My little girl who will be 6 in May doesn't have a friend that she wants to invite over either.  She gets along with everyone, but when asked who she plays with the most at school she'll name a couple of different girls.  She does dancing once a week and knows one girl there that's in Jr. Kindergarten at her school plus 2 of her second cousins are there, but they don't go to school yet. I think cheerleading was a wonderful idea for your daughter whom I think is just shy and will come out of her shell. 

gregheather
by on Mar. 3, 2011 at 3:41 PM

My DD is the same way - she likes everyone and gets along with everyone, but no special friend yet. Next year she'll have an almost all new set of kids so maybe it will be different.

kdgord
by Member on Mar. 4, 2011 at 11:27 AM

I wouldn't worry about it too much at all. This coming from my own experience in school. I never had  one really special friend in school until high school that I wanted to invite over.
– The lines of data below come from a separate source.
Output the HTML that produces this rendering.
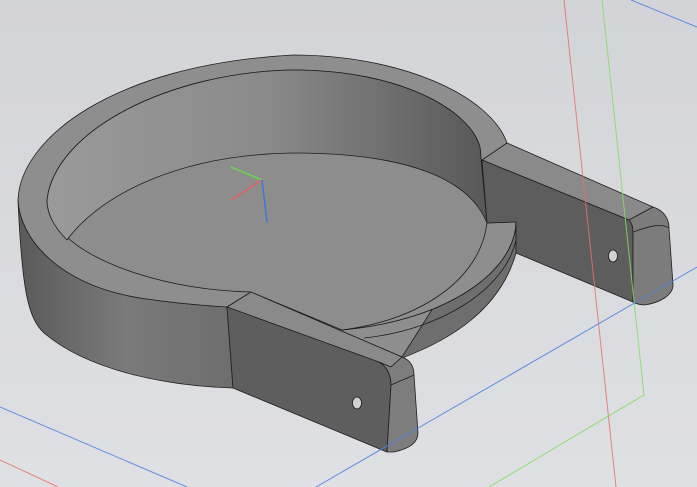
<!DOCTYPE html>
<html><head><meta charset="utf-8"><style>
html,body{margin:0;padding:0;width:697px;height:487px;overflow:hidden;background:#d8d9dd}
svg{display:block}
</style></head><body>
<svg width="697" height="487" viewBox="0 0 697 487" xmlns="http://www.w3.org/2000/svg">
<defs>
<linearGradient id="bg" x1="0" y1="0" x2="0" y2="1"><stop offset="0" stop-color="#d3d4d8"/><stop offset="1" stop-color="#dfe0e3"/></linearGradient>
<linearGradient id="ow" x1="0" y1="0" x2="1" y2="0"><stop offset="0" stop-color="#5a5a5a"/><stop offset="0.5" stop-color="#7a7a7a"/><stop offset="1" stop-color="#6e6e6e"/></linearGradient>
<linearGradient id="iw" x1="47" y1="0" x2="487" y2="0" gradientUnits="userSpaceOnUse"><stop offset="0" stop-color="#9a9a9a"/><stop offset="0.5" stop-color="#8a8a8a"/><stop offset="1" stop-color="#585858"/></linearGradient>
</defs>
<rect width="697" height="487" fill="url(#bg)"/>
<path d="M18,200 C20,140 110,65 293,55 C400,55 490,95 507,143 L516,222 L516,253 C500,310 450,340 402,358 L391,367 L227,307 C210,306 180,304 140,298 C60,285 20,240 18,200Z" fill="#8a8a8a"/>
<g stroke="#1e1e1e" stroke-width="0.8" stroke-linejoin="round">
<path d="M18,200 C20,240 60,285 140,298 C180,304 210,306 227,307 L233,388 C170,386 90,372 44,333 C28,318 22,290 18,200 Z" fill="url(#ow)"/>
<path d="M402,358 C450,340 500,310 516,253 L516,222 L400,330 Z" fill="#6e6e6e"/>
<path d="M18,200 C20,140 110,65 293,55 C400,55 490,95 507,143 L482,162 L487,223 L402,357 L251,292 L227,307 C210,306 180,304 140,298 C60,285 20,240 18,200 Z" fill="#8e8e8e"/>
<path d="M47,200 C55,130 170,72 293,70 C400,70 470,110 480,147 L487,223 L516,222 C515,270 450,320 342,330 L251,292 C170,290 90,265 60,230 C50,220 47,210 47,200 Z" fill="#8d8d8d"/>
<path d="M47,200 C55,130 170,72 293,70 C400,70 470,110 480,147 L487,223 C470,180 410,154 300,153 C180,153 100,195 67,240 C55,228 47,215 47,200 Z" fill="url(#iw)"/>
<path d="M487,223 L516,222 C515,270 450,320 342,330 C420,320 480,280 487,223 Z" fill="#8e8e8e"/>
<path d="M516,240 C505,290 440,330 364,338" fill="none"/>
<path d="M507,143 L653,207 L629,220 L482,160 Z" fill="#8a8a8a"/>
<path d="M482,160 L629,220 C632,222 633,228 633,232 L633,302 L516,253 L516,222 L487,223 Z" fill="#5d5d5d"/>
<path d="M629,220 L653,207 C663,210 669,218 669,228 L673,285 C673,295 660,303 644,305 C638,305 633,302 633,302 L633,232 C633,226 631,222 629,220 Z" fill="#7c7c7c"/>
<path d="M633,232 C645,228 660,222 669,228" fill="none"/>
<ellipse cx="613" cy="256" rx="4.5" ry="6" fill="#d0d0d0"/>
<path d="M227,307 L251,292 L402,357 L391,367 Z" fill="#8a8a8a"/>
<path d="M227,307 L379,362 C386,366 391,374 391,385 L387,452 L233,388 Z" fill="#5e5e5e"/>
<path d="M379,362 L391,367 L402,357 C410,360 414,366 414,375 L418,433 C418,443 408,449 394,452 L387,452 L391,385 C391,374 386,366 379,362 Z" fill="#7d7d7d"/>
<path d="M391,385 C400,381 410,377 414,375" fill="none"/>
<ellipse cx="357" cy="403" rx="4.5" ry="6" fill="#d0d0d0"/>
</g>
<g stroke-width="1" fill="none" opacity="0.85">
<line x1="564" y1="0" x2="616" y2="487" stroke="#e87070"/>
<polyline points="602,0 644,395 489,487" stroke="#80e060"/>
<line x1="631" y1="0" x2="697" y2="27" stroke="#4a7fe0"/>
<line x1="0" y1="407" x2="187" y2="487" stroke="#4a7fe0"/>
<line x1="316" y1="487" x2="697" y2="267" stroke="#4a7fe0"/>
<line x1="0" y1="460" x2="58" y2="487" stroke="#e87070"/>
</g>
<g stroke-width="1.5">
<line x1="262" y1="180" x2="231" y2="167" stroke="#6ad84a"/>
<line x1="262" y1="180" x2="231" y2="200" stroke="#e06060"/>
<line x1="262" y1="180" x2="267" y2="222" stroke="#3a7ad8"/>
</g>
</svg>
</body></html>
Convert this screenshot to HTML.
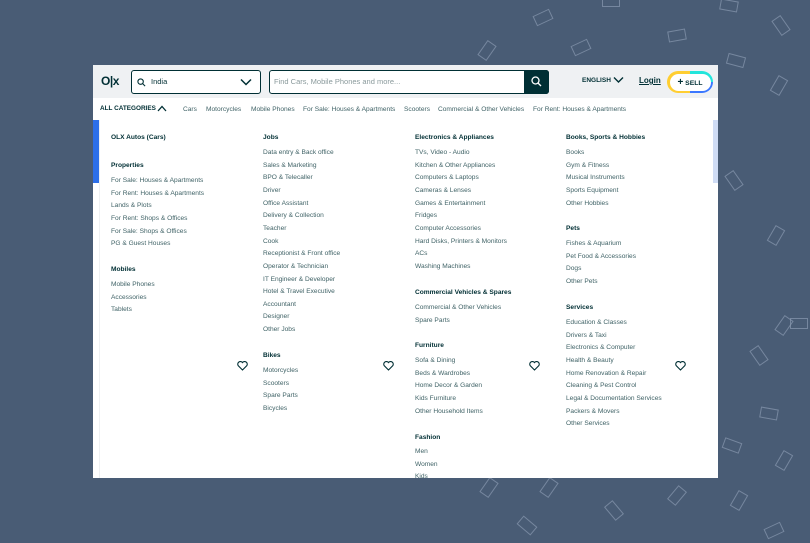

I talked to everyone and was better friends with the boys through all my years in school but never really wanted to invite any of them over. The only "close" friend I had at a young age was because we were pretty much forced together by our parents and really, I wasn't very thrilled most of the time because I was forced to play with her even when I just wanted to be by myself. As long as she is talking to the other kiddos and having fun at school I wouldn't worry and wouldn't pressure her at all. She will find a close friend when she meets the right friend.

MommyCannon
by on Mar. 6, 2011 at 2:07 PM

Thanx ladies.

Fri night she had her 1st sleep over. When we got there she immediately ditched us to go play with the other girls. That made me feel better even though Mama's feelings were hurt that she didn't even tell me bye or give me a kiss. LMBO. And she stayed the whole night without asking for me. So that for her is a major step from how she used to be and I am so proud of her. And she really wants to play again with the twin girls (the ones who the slumber party was for). That is awesome.

She is just changing so fast. And getting into an age I kinda don't understand. Which is why I joined this group.